Lightning Network Payments
Via the Lightning Network layer-2 solution, Bitcoin can be used for near-instant, near-zero-fee payments. El Salvador uses it for everyday commerce. Its adoption is growing but still limited globally.
DeFi — Decentralized Finance
Lend your ETH to earn yield, borrow against it as collateral, trade on decentralized exchanges, provide liquidity to pools. Hundreds of billions in assets are managed by Ethereum smart contracts.
Staking Yield
ETH holders can stake their coins to earn protocol rewards — approximately 3–5% annually as of April 2026. Bitcoin holders have no equivalent native yield mechanism without lending risk.
Web3 and dApps
Ethereum is the infrastructure for the decentralized web. NFT marketplaces, decentralized social protocols, on-chain gaming, and DAOs all run primarily on Ethereum and its Layer 2 ecosystem.
Cross-Border Transfers
Sending large amounts internationally — bypassing correspondent bank fees (which can be 2–5% of the total). Base layer Bitcoin for large amounts, Lightning for smaller frequent transfers.
10 / The Verdict
Which One Should You Start With?
After covering both assets in depth, here is an honest framework for the decision most people actually need to make — not «which is objectively better» (a meaningless question) but «which makes more sense as a starting point given what I’m trying to accomplish.»

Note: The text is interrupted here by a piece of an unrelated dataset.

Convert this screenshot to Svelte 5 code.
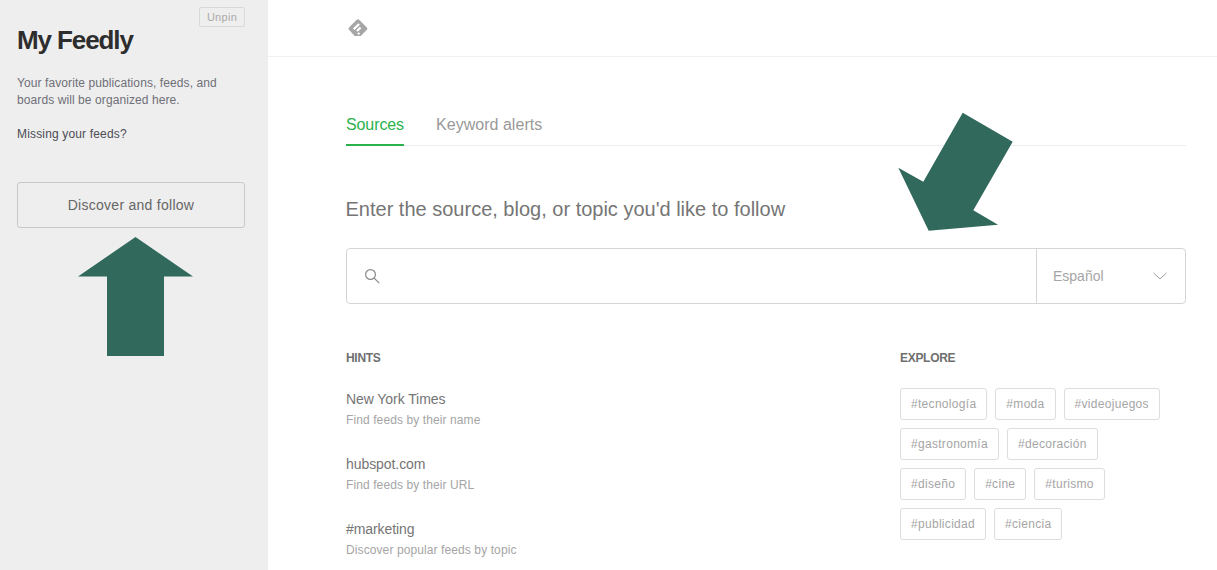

🔍 Who Should Start With Bitcoin
🔍 Who Should Consider Ethereum
🔍 When Holding Both Makes Sense
If you can only invest in one and you’re not sure: start with Bitcoin. It has the longer track record, the clearest use case, the simplest mental model, and the most established regulatory status. You can always add Ethereum later once you understand both assets and have a specific reason for wanting ETH’s properties. A clear investment thesis you understand is worth more than a diversified portfolio built on uncertainty.
Bitcoin is the answer to «what is digital money?» Ethereum is the answer to «what can you build with digital money?» Both questions are worth asking. Which one matters to you first depends entirely on what you’re trying to do.